Looks like it's almost time for another revolution then.

>Looks like it's almost time for another revolution then.

That's not what the Miller decision was. The court decided sawn off shotguns have no military application. Which, they should have known was bullshit since sawed off shotguns were used to great effect in the trenches of WW1. Regardless, Miller didn't show up in court to defend himself (or rather his lawyer didn't) so the lower court decision went unchallenged.

Dude, there were literally ZERO rulings in favor of an individual right to own firearms before 2008. It's not a new thing.

>Currently 4 out of 8 supreme court justices believe there is ANY individual right to own firearms, much less military-style weapons.
Even if the gungrabbers stripped the second amendment from the bill of rights I'd still have the right to keep and bear arms.

Our rights are not granted by the constitution. they are protected by it. Hence: constitutionally protected rights.

I'm not going to give up some of my rights to protect a larger portion of my rights.

To continue, because it raises an interesting point I don't think anyone has brought up, the Miller decision required a firearm to have a military application to be unbannable.

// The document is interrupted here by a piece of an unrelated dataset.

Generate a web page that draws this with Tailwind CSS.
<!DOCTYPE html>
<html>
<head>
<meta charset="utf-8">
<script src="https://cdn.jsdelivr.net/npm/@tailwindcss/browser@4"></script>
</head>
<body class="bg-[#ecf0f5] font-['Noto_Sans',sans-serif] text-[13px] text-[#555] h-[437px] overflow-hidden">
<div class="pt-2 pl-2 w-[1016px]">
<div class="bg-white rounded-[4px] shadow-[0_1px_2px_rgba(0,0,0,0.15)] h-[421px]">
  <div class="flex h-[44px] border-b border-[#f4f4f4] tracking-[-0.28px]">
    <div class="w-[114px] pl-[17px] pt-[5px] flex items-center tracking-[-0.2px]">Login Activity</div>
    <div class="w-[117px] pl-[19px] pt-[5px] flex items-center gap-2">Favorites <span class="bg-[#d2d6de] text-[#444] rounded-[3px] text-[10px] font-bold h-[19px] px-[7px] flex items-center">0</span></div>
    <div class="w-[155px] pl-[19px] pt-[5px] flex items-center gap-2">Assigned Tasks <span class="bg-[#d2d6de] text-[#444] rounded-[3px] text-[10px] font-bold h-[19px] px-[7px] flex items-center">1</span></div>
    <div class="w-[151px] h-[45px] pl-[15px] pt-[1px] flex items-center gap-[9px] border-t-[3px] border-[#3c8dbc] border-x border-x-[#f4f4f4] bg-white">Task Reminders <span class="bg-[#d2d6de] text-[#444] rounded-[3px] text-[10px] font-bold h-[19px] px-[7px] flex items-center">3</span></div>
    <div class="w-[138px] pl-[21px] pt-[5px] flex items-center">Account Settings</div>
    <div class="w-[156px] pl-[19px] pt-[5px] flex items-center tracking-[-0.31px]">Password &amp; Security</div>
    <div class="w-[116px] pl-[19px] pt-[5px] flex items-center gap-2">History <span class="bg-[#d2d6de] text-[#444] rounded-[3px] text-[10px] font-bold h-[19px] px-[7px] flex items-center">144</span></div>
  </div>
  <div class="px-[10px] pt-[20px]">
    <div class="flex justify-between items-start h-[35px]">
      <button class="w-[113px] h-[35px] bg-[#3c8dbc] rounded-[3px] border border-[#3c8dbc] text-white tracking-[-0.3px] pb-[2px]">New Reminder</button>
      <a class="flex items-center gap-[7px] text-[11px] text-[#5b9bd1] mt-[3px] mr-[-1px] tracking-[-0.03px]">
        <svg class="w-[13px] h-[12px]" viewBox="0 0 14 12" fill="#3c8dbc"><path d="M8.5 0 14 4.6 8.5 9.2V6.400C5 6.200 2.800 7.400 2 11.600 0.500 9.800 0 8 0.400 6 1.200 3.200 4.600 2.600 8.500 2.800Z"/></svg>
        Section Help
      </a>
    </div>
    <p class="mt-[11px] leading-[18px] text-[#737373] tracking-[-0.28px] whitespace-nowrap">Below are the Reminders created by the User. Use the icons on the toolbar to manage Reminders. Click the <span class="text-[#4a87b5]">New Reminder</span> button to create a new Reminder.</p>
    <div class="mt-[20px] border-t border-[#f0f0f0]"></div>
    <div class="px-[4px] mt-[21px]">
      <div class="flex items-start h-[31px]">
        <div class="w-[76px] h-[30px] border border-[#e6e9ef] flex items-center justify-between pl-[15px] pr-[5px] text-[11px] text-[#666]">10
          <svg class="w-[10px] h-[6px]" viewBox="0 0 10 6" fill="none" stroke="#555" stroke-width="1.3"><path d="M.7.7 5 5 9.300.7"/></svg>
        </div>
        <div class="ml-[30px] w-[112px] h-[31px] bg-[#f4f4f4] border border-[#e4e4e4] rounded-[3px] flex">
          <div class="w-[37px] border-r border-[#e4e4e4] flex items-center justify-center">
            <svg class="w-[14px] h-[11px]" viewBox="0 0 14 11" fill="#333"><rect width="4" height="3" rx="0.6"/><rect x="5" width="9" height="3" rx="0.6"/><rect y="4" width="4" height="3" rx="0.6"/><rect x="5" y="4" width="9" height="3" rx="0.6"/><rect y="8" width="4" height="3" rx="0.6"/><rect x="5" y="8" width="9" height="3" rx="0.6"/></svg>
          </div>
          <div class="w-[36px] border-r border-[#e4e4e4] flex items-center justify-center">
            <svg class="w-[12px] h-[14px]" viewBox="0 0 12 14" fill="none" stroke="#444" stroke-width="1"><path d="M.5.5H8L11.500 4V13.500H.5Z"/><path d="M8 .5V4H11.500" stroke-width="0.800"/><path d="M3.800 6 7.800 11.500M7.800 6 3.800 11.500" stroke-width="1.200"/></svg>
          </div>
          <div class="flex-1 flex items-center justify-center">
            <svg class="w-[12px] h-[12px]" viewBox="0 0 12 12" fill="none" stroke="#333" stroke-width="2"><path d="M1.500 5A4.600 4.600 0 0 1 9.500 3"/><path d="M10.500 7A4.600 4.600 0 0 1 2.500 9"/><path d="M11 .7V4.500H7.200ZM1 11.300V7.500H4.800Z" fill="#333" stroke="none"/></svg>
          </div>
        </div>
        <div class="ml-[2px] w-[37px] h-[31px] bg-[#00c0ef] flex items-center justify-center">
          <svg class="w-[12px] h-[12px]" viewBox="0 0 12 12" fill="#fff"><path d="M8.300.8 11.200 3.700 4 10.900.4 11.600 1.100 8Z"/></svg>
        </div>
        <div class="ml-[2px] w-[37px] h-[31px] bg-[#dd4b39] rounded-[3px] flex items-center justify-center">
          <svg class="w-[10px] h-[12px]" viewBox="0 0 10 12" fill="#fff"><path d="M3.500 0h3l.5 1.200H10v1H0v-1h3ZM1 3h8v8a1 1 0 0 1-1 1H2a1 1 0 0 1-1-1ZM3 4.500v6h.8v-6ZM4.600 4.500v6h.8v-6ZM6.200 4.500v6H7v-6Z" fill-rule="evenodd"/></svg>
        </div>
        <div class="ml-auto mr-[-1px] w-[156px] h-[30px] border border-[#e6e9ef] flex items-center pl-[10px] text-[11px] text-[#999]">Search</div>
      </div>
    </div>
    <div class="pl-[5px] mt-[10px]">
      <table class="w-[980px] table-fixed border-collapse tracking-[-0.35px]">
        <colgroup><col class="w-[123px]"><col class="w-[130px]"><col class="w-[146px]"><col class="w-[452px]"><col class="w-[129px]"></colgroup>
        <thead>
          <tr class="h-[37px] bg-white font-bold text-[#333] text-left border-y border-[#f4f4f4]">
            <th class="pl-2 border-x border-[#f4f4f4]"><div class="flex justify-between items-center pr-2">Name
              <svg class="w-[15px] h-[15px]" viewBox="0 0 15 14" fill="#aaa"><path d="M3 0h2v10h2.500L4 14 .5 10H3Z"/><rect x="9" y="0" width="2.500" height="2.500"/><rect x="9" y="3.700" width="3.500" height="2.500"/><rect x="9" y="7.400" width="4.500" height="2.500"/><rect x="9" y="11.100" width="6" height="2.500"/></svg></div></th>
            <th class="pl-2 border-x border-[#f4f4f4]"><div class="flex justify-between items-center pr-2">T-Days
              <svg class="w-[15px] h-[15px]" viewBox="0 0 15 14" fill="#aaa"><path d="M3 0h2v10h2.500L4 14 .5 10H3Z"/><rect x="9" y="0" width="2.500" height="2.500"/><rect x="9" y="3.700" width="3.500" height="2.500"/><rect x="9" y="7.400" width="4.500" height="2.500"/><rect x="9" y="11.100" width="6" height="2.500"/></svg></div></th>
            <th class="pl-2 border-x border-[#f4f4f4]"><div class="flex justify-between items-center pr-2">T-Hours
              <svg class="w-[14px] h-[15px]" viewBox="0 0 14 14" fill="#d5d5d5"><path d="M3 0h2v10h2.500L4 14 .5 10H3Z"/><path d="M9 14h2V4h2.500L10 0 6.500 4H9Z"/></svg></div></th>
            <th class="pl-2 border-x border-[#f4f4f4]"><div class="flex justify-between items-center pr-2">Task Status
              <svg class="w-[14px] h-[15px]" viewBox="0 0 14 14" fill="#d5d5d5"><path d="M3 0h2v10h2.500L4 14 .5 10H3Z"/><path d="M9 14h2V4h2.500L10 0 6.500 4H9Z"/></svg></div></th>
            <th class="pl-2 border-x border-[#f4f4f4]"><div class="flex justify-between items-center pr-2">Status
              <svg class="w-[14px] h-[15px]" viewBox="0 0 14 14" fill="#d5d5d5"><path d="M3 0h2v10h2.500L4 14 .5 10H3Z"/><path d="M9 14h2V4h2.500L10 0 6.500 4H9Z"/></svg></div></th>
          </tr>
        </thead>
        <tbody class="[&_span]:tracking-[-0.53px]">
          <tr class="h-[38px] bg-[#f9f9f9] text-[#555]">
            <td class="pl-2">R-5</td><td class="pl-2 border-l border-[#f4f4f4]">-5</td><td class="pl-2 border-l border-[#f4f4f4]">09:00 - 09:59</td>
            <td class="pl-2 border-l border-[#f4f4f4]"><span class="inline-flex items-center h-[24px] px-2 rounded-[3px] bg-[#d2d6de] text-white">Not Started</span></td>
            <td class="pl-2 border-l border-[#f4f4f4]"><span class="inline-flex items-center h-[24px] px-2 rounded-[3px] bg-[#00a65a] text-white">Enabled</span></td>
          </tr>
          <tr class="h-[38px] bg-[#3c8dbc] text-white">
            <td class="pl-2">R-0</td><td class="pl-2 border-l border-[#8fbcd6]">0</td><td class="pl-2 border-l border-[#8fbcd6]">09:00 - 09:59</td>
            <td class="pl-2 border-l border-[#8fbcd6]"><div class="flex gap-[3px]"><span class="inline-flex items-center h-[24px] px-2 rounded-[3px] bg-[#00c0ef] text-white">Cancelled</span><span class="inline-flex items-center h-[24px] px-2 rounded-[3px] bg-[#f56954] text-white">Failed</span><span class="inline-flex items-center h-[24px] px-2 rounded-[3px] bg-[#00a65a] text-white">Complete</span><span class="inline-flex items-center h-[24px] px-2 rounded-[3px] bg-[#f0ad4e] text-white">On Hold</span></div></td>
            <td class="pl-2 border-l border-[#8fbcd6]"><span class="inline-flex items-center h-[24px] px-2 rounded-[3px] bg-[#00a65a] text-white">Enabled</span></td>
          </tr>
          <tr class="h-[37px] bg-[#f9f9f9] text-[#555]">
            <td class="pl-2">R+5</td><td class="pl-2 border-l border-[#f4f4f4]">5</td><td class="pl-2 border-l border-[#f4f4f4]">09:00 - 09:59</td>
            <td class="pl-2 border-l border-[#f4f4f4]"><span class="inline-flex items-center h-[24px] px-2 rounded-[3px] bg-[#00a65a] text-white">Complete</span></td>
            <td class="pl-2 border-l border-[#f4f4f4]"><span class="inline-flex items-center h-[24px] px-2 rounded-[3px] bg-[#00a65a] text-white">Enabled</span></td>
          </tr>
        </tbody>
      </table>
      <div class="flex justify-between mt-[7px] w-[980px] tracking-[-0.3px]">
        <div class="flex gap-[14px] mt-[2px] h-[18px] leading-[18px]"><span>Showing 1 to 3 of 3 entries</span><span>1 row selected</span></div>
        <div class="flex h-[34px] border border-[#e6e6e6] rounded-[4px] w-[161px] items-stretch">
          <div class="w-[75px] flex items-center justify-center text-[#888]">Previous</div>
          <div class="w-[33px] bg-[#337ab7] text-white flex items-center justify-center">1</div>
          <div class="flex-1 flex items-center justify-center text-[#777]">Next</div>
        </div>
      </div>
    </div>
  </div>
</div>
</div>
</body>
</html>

That means, your hunting rifles may be banned, but not your AR.

Miller didn't show up because he was dead.

"Reasonable usage" is different from "theoretical usage". Shotguns have barely ever been used in war, and sawn-off shotguns have been used even less. They aren't even legal to use in literal fucking war, to my understanding.

Other that nukes we are allowed to have them. But to have a firing tank or anything firing boolets bigger that 20mm is a bitch.

>there were no rulings prior to a ruling was made
you don't say....

Hunting rifles and sniper rifles are often virtually indistinguishable. They could definitely ban hunting, but banning hunting rifles wouldn't make sense under this principle unless you mean like 22LR, which is considered cruel to use in war.

The assault weapons ban was passed and expired years before that ruling so yes, it means something.

As someone who's been to two wars and seems shotguns in use in both of them, you're a fucking idiot.

>Shotguns have barely ever been used in war, and sawn-off shotguns have been used even less


wat

>What is the KAC MasterKey System?
>What is the M26 MASS?

>shotguns aren't used in war

and what exactly does it mean?
:6)

Okay fine, asshole. A lot of people in the military have shotguns for various reasons, but they aren't the focus and in world war one they were INCREDIBLY controversial.

It means they didn't even budge on the most blatantly insulting violation of the second amendment.